In right triangle $ABC(\angle C=90)$, points $K,L,M$ lie on $AC,BC,AB$ respectively, so that: $AK=BL,KM=LM,\angle KML=90$.Prove that: $AK=KM$
We know $C,K,M,L$ lie on the same circle. Triangles $AKM$ and $BLM$ don't seem to be identical! We should show that $\angle KAM=\angle KMA$...
On
The points $C, K, M, L$ are concyclic, hence $\angle LCM = \angle LKM = 45^{\circ}$. Thus $M$ is on the bisector of $\angle ACB$. It follows that $M$ is equidistant from sides $CA$ and $CB$.

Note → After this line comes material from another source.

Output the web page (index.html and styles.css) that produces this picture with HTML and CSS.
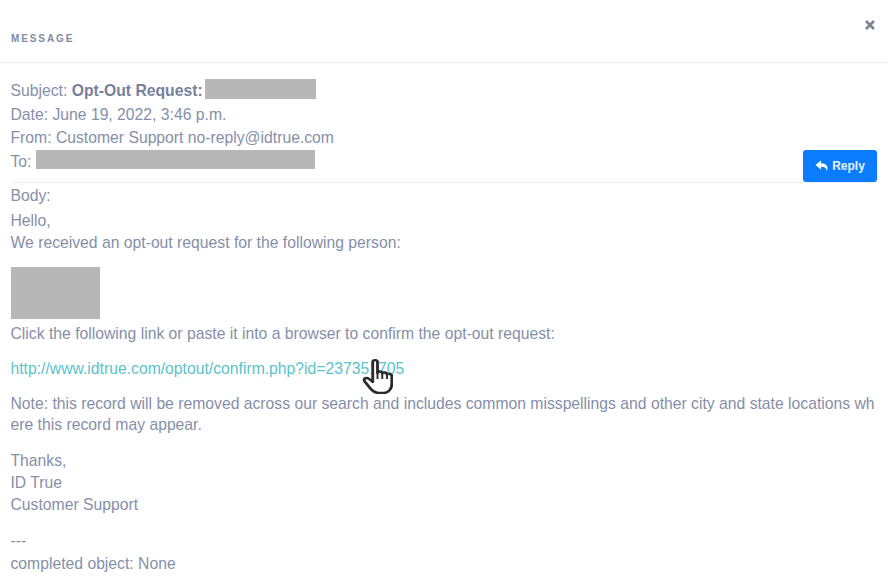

Therefore, if we draw any two perpendicular lines emanating from $M$ (not parallel to the legs of $ABC$), and we let them intersect $CA$ and $CB$ at $K'$ and $L'$, then we have $K'M = L'M$. Moreover, the sum $AK' + BL'$ is independent of the choice of perpendicular lines.
We pick two such lines so that $\angle K'MA = \angle CAB$ and $\angle L'MB = \angle CBA$. Then triangles $K'MA$ and $L'MB$ are isosceles, so we have $AK' = K'M = L'M = BL'$.
The points $K$ and $L$ are obtained by selecting a different pair of perpendicular lines through $M$. But since $AK + BL = AK' + BL'$, $AK = BL$ and $AK' = BL'$, we must have $K = K'$ and $L = L'$.
Therefore $AK = KM$.
On
Let $P\in BC$ such that $L$ is a midpoint of $BP$.
Since $\measuredangle PLM=\measuredangle MKA$, we see that $\Delta PLM\cong\Delta AKM$.
Thus, $\measuredangle P=\measuredangle A$ and from here $\measuredangle P+\measuredangle B=90^{\circ}$ or $\measuredangle PMB=90^{\circ}$.
But $ML$ is a median of $\Delta PMB$, which says $PL=BL=ML$ and we are done!
Let's take a look at $\triangle AKM$, $\triangle BML$ and the cyclic quadrilateral $CKML$. By the Sine Law, $$\frac{KM}{\sin A} = \frac{AK}{\sin\angle KMA} \implies \frac{KM}{AK} = \frac{\sin A}{\sin\angle KMA}$$ and $$\frac{BL}{\sin \angle LMB} = \frac{ML}{\sin B} \implies \frac{ML}{BL} = \frac{\sin B }{\sin \angle LMB} = \frac{\cos A}{\cos \angle KMA}$$ Because $\angle A + \angle B = 90^\circ$, $\angle LMB + \angle KMA = 90^\circ$. Hence, $$\frac{\sin A}{\sin\angle KMA} = \frac{\cos A}{\cos \angle KMA} \implies \tan A = \tan \angle KMA \implies KM = KA$$ as desired.
Note: the last step follows because if we draw a perpendicular line $KT\perp AM$ at $T$, then $$\tan A = \tan KMA \implies \frac{KT}{TM} = \frac{KT}{AT}\implies MT = AT$$ which with $KT\perp AM$ gives us $\triangle KMT \cong \triangle KAT\implies KM = KA$.